Compassion & Choices today released its second video in a digital video ad campaign featuring passionate advocates of New Jersey’s Aid in Dying for Terminally Ill Act (A1504, S1072) urging the state Assembly and Senate to pass the bill before the end of year. Dec. 17 is the last scheduled voting day for the legislature.
The ads will continue until lawmakers enact the Aid in Dying for the Terminally Ill Act into law. The new video features two sisters who are nurses disabled by life-shortening diseases. They urge New Jerseyans to write their lawmakers in support of the legislation and to bring it to the floor for a vote.
“I've had 18 surgeries. I plan to fight my illness for as long as I can. I enjoy life,” says 61-year-old Clark resident Laurie Wilcox, LPN, who has suffered from rheumatoid arthritis for 30 years that has invaded her lung tissue and requires an oxygen tank most of the day to breathe. “At the end stage of my disease, I do not want to suffer through air hunger in the very last days of my life. Please urge New Jersey lawmakers to bring this legislation to the floor for a vote now.”
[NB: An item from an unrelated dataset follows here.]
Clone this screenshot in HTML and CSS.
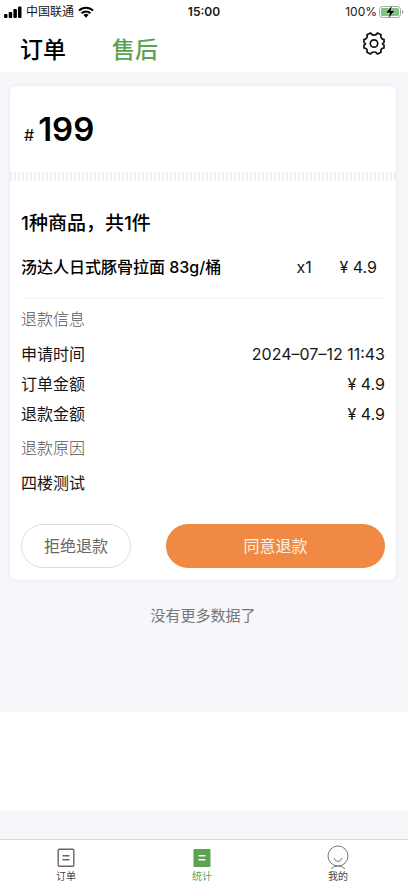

“I have two small, small grandchildren that I love to death,” says Hamilton Township resident Melissa Wilcox, RN, who suffers from small cell lung cancer, the most deadly of all lung cancers. “I don't want to die, but I'm going to. I'd like to have the opportunity to do it in my own way, at home, with my family and friends around me. I need the lawmakers to act right now because I may not have tomorrow.”
A 2-1 majority (63% vs. 29%) of New Jersey voters, including most Protestants (73%), Catholics (64%) and other non-Protestant residents (59%), support medical aid in dying, according to the most recent state poll on the issue by Rutgers-Eagleton. Major newspapers statewide have endorsed the Aid in Dying for Terminally Ill Act.
“We have the votes now to pass this popular, six year-old bill in the Assembly and Senate,” said Corinne Carey, New Jersey campaign director for Compassion & Choices. “Lawmakers should honor the wishes of the vast majority of their constituents and pass this bill before any more terminally ill New Jerseyans die in needless agony because they did not have this option.”
Medical aid in dying is authorized in Washington, D.C. and 7 states: California, Colorado, Montana, Oregon, Vermont, Washington, and starting on Jan. 1, in Hawai’i. Collectively, these jurisdictions represent nearly 1 out of 5 Americans (19%) and have 40 years of combined experience safely using this end-of-life care option.